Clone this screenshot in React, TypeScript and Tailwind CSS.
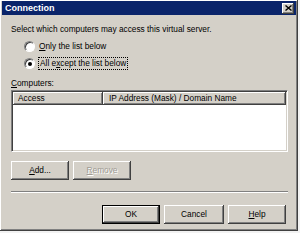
import React from "react";

// Classic Win2k-style "Connection" dialog
const FONT = { fontFamily: '"Liberation Sans", Arial, sans-serif' };

const raised =
  "shadow-[inset_-1px_-1px_#404040,inset_1px_1px_#ffffff,inset_-2px_-2px_#808080,inset_2px_2px_#d4d0c8]";

function Radio({ checked }: { checked?: boolean }) {
  return (
    <span className="relative flex h-[11px] w-[11px] shrink-0 items-center justify-center rounded-full border border-t-[#808080] border-l-[#808080] border-r-white border-b-white bg-white shadow-[inset_1px_1px_#404040]">
      {checked && <span className="h-[4px] w-[4px] rounded-full bg-black" />}
    </span>
  );
}

function Button({
  children,
  width,
  isDefault,
  disabled,
}: {
  children: React.ReactNode;
  width: string;
  isDefault?: boolean;
  disabled?: boolean;
}) {
  return (
    <div
      className={`flex h-[19px] items-center justify-center bg-[#d4d0c8] text-[8.3px] ${width} ${
        isDefault
          ? "border border-black shadow-[inset_-1px_-1px_#404040,inset_1px_1px_#ffffff,inset_-2px_-2px_#808080]"
          : raised
      } ${disabled ? "text-[#a09c94] [text-shadow:1px_1px_#ffffff]" : "text-black"}`}
    >
      {children}
    </div>
  );
}

export default function App() {
  return (
    <div className="h-[233px] w-[300px] bg-[#f2f2f2]" style={FONT}>
      <div className={`flex h-[231px] w-[298px] flex-col bg-[#d4d0c8] px-[2px] pt-[1px] ${raised}`}>
        {/* title bar */}
        <div className="flex h-[14px] items-center justify-between bg-[#0a246a] pl-[3px] pr-[2px]">
          <span className="text-[9px] font-bold leading-none text-white">Connection</span>
          <div className={`flex h-[11px] w-[12px] items-center justify-center bg-[#d4d0c8] ${raised}`}>
            <svg width="7" height="6" viewBox="0 0 7 6">
              <path d="M0.5 0.5 L6.5 5.5 M6.5 0.5 L0.5 5.5" stroke="#000" strokeWidth="1.4" />
            </svg>
          </div>
        </div>

        <div className="flex flex-col px-[9px] text-[8.3px] leading-[11px] text-black">
          <div className="mt-[9px]">Select which computers may access this virtual server.</div>

          <div className="mt-[5px] flex h-[13px] items-center gap-[3px] pl-[13px]">
            <Radio />
            <span className="px-[1px]">
              <span className="underline">O</span>nly the list below
            </span>
          </div>
          <div className="mt-[4px] flex h-[13px] items-center gap-[3px] pl-[13px]">
            <Radio checked />
            <span className="border border-dotted border-black px-[1px]">
              All e<span className="underline">x</span>cept the list below
            </span>
          </div>

          <div className="mt-[8px]">
            <span className="underline">C</span>omputers:
          </div>

          {/* list view */}
          <div className="mt-[1px] flex h-[62px] w-[277px] flex-col border border-t-[#808080] border-l-[#808080] border-r-white border-b-white bg-white shadow-[inset_1px_1px_#404040,inset_-1px_-1px_#d4d0c8]">
            <div className="mx-[1px] mt-[1px] flex h-[13px] text-[8.3px]">
              <div className={`flex w-[90px] items-center bg-[#d4d0c8] pl-[5px] ${raised}`}>Access</div>
              <div className={`flex flex-1 items-center bg-[#d4d0c8] pl-[6px] ${raised}`}>
                IP Address (Mask) / Domain Name
              </div>
            </div>
          </div>

          <div className="mt-[9px] flex gap-[4px]">
            <Button width="w-[58px]">
              <span>
                <span className="underline">A</span>dd...
              </span>
            </Button>
            <Button width="w-[58px]" disabled>
              <span>
                <span className="underline">R</span>emove
              </span>
            </Button>
          </div>

          <div className="mt-[11px] h-[2px] w-[277px] border-t border-t-[#808080] border-b border-b-white" />

          <div className="mt-[12px] flex justify-end gap-[4px] pr-[1px]">
            <Button width="w-[58px]" isDefault>
              OK
            </Button>
            <Button width="w-[60px]">Cancel</Button>
            <Button width="w-[58px]">
              <span>
                <span className="underline">H</span>elp
              </span>
            </Button>
          </div>
        </div>
      </div>
    </div>
  );
}
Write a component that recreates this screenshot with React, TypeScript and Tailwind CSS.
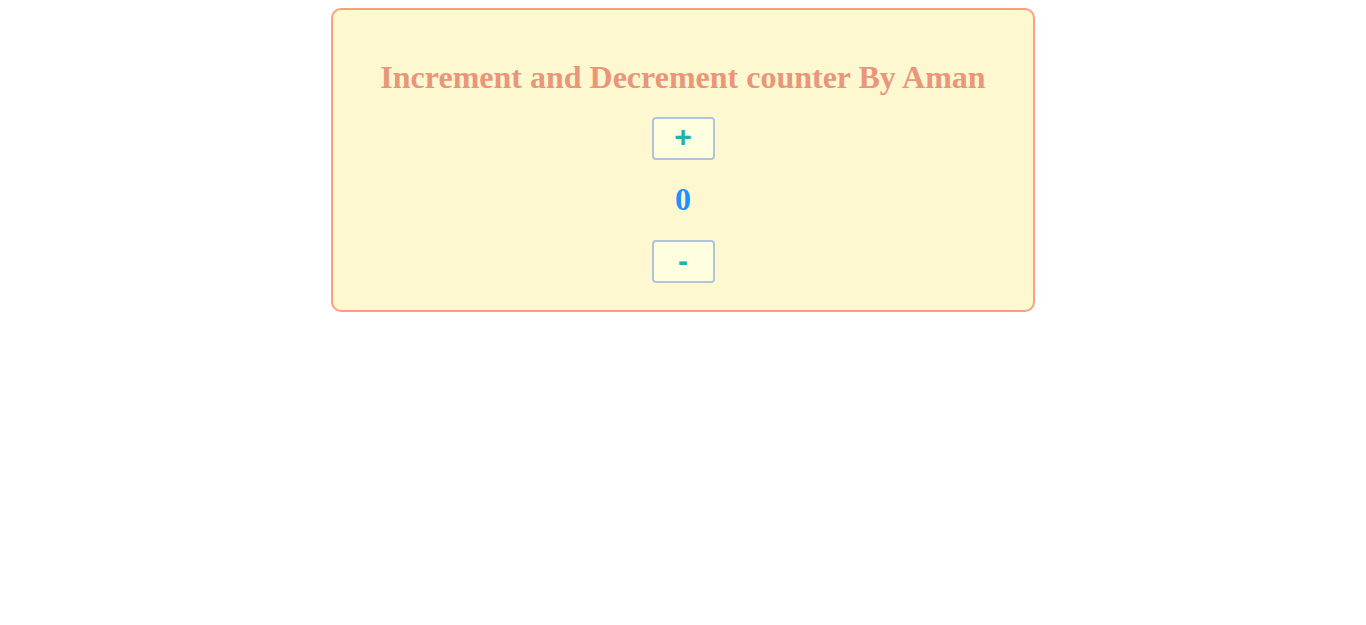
import React, { useState } from "react";

export default function App() {
  const [count, setCount] = useState(0);
  return (
    <div className="min-h-[625px] bg-white pt-2 font-['Liberation_Serif',serif]">
      <div className="mx-auto flex w-[704px] flex-col items-center rounded-[10px] border-2 border-[#ffa07a] bg-[#fef8d0] pt-[50px] pb-[27px]">
        <h1 className="text-[32px] font-bold leading-[35px] text-[#e9967a]">
          Increment and Decrement counter By Aman
        </h1>
        <button
          onClick={() => setCount(count + 1)}
          className="mt-[22px] flex h-[43px] w-[63px] items-center justify-center rounded-[4px] border-2 border-[#b0c4de] bg-[#ffffe0] pb-[3px] font-['Liberation_Sans',Arial,sans-serif] text-[30px] font-bold leading-none text-[#20b2aa]"
        >
          +
        </button>
        <div className="mt-[22px] text-[32px] font-bold leading-[35px] text-[#1e90ff]">{count}</div>
        <button
          onClick={() => setCount(count - 1)}
          className="mt-[23px] flex h-[43px] w-[63px] items-center justify-center rounded-[4px] border-2 border-[#b0c4de] bg-[#ffffe0] pb-[1px] font-['Liberation_Sans',Arial,sans-serif] text-[30px] font-bold leading-none text-[#20b2aa]"
        >
          -
        </button>
      </div>
    </div>
  );
}
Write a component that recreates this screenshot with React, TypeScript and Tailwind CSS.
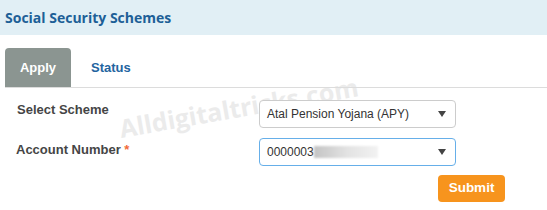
import React from 'react';

const Caret = () => (
    <svg width="8" height="6" viewBox="0 0 8 6" className="text-[#444]" fill="currentColor">
        <path d="M0 0h8L4 6z" />
    </svg>
);

const App: React.FC = () => {
    return (
        <div className="relative w-[547px] h-[210px] bg-white overflow-hidden [font-family:'Liberation_Sans',Arial,sans-serif]">
            {/* watermark sits behind the form controls */}
            <div className="absolute left-[121px] top-[116px] z-0 leading-none -rotate-[10deg] origin-[0%_80%] text-[25px] font-bold text-[#ebebeb] [font-family:'Open_Sans',sans-serif] pointer-events-none select-none">
                Alldigitaltricks.com
            </div>

            <div className="relative h-[35px] bg-[#e1eff5] flex items-center pl-[5px]">
                <h2 className="text-[14px] font-bold text-[#1d5f97] [font-family:'Open_Sans',sans-serif]">Social Security Schemes</h2>
            </div>

            <div className="relative mt-[13px] ml-[5px] flex items-end border-b border-[#dcdcdc] h-[40px]">
                <div className="w-[66px] h-[39px] bg-[#8b9591] rounded-t-[4px] flex items-center justify-center text-white font-bold text-[13px]">Apply</div>
                <div className="ml-[20px] h-[39px] flex items-center text-[#23649f] font-bold text-[13px]">Status</div>
            </div>

            <div className="relative mt-[12px] flex items-center">
                <label className="w-[259px] pl-[17px] -mt-[8px] text-[13px] font-bold text-[#454545]">Select Scheme</label>
                <div className="w-[197px] h-[28px] bg-white border border-[#cccccc] rounded-[4px] flex items-center justify-between pl-[7px] pr-[9px] text-[12px] text-[#333]">
                    <span>Atal Pension Yojana (APY)</span>
                    <Caret />
                </div>
            </div>

            <div className="relative mt-[10px] flex items-center">
                <label className="w-[259px] pl-[16px] -mt-[4px] text-[13px] font-bold text-[#454545]">
                    Account Number <span className="text-[#f26b3a]">*</span>
                </label>
                <div className="w-[197px] h-[28px] bg-white border border-[#66afe9] rounded-[4px] flex items-center justify-between pl-[7px] pr-[9px] text-[12px] text-[#333]">
                    <span className="flex items-center">
                        0000003
                        <span className="inline-block w-[64px] h-[12px] bg-gradient-to-r from-[#c4c4c4] via-[#e2e2e2] to-[#f2f2f2] blur-[1px]" />
                    </span>
                    <Caret />
                </div>
            </div>

            <div className="relative mt-[9px] flex pl-[438px]">
                <button className="w-[67px] h-[27px] bg-[#f7941d] rounded-[4px] text-white font-bold text-[13.5px]">Submit</button>
            </div>
        </div>
    );
};

export default App;
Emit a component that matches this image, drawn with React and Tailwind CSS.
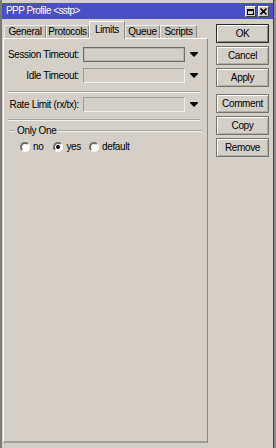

== GIVEN EXERCISE ==
Gather all lines from the listing above in which "React" occurs.

== ANSWER FOR THIS EXERCISE ==
Clone this screenshot in React, TypeScript and Tailwind CSS.
import React from "react";
  children: React.ReactNode;
Write a component that recreates this screenshot with React, TypeScript and Tailwind CSS.
import React, { useState } from "react";
Write a component that recreates this screenshot with React, TypeScript and Tailwind CSS.
import React from 'react';
const App: React.FC = () => {
Emit a component that matches this image, drawn with React and Tailwind CSS.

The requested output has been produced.